Accessible banking services
DeFi can combine with traditional banking to offer the best of both, providing services to the unbanked and improving the services available to those who are already inside the system. EQIFi, a decentralized finance platform, is backed by EQIBank, a fully regulated digital bank licensed in Dominica. EQIFi provides a platform for DeFi products while operating with EQUIBank accounts, loans custody, OTC and wealth management. It also offers peer-to-peer transfers and microlending.
“Not everyone needs a loan that requires a credit rating,” EQIFi founder and CEO Brad Yasar told Cointelegraph.
The cost savings associated with decentralized finance enables EQIBank and EQIFi to operate in parts of the world where a large corporate bank would find it prohibitively expensive to do business. Yasar said:
“We wanted to create a platform that brings decentralized finance with traditional finance in a way that opens doors to all people.”

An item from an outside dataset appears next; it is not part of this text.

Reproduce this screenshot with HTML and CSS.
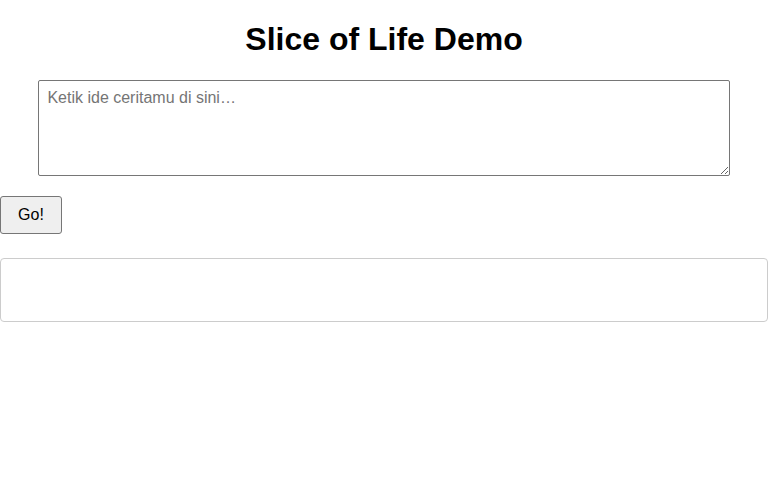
FILE: index.html
```html
<!DOCTYPE html>
<html lang="id">
<head>
    <meta charset="UTF-8">
    <meta name="viewport" content="width=device-width, initial-scale=1.0">
    <title>Slice of Life Demo</title>
    <link rel="stylesheet" href="styles.css">
</head>
<body>
    <h1 class="title">Slice of Life Demo</h1>
    <textarea class="idea" id="idea" placeholder="Ketik ide ceritamu di sini…"></textarea>
    <button class="go-btn" id="go">Go!</button>
    <div class="output" id="output"></div>
</body>
</html>
```

FILE: styles.css
```css
body{
    margin: 0;
    font-family: "Liberation Sans", Arial, sans-serif;
    background: #fff;
    color: #000;
}
.title{
    text-align: center;
    font-size: 32px;
    margin: 21px 0 22px;
    line-height: 37px;
}
.idea{
    display: block;
    box-sizing: border-box;
    width: 90%;
    height: 96px;
    margin: 0 auto;
    padding: 8px 8px;
    font-family: "Liberation Sans", Arial, sans-serif;
    font-size: 16px;
    border: 1px solid #767676;
    border-radius: 2px;
}
.idea::placeholder{
    color: #757575;
}
.go-btn{
    display: block;
    margin-top: 20px;
    height: 38px;
    width: 62px;
    padding: 0;
    font-family: "Liberation Sans", Arial, sans-serif;
    font-size: 16px;
    background: #efefef;
    border: 1px solid #767676;
    border-radius: 3px;
    color: #000;
}
.output{
    margin-top: 24px;
    box-sizing: border-box;
    min-height: 64px;
    border: 1px solid #ccc;
    border-radius: 4px;
    padding: 16px;
}
```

Because of its link to EQIBank, EQIFi is also subject to regulatory requirements and is registered in the British Virgin Islands and Dubai. Yasar is a vocal proponent of regulation and transparency in the crypto space.
EQIFi products also offer financial inclusivity in the form of “the kind of rates and returns which were previously only available to institutional investors and the wealthy elite,” according to promotional material. Yasar described the platform’s yield aggregator as its “crown jewel.”
“Licensed and regulated projects like EQIFi are paving the way for a transition from anonymous high-risk DeFi platforms to safer, more transparent versions,” Yasar told Cointelegraph earlier. “With DeFi, we can offer more products cheaper to a much larger portion of the world population.”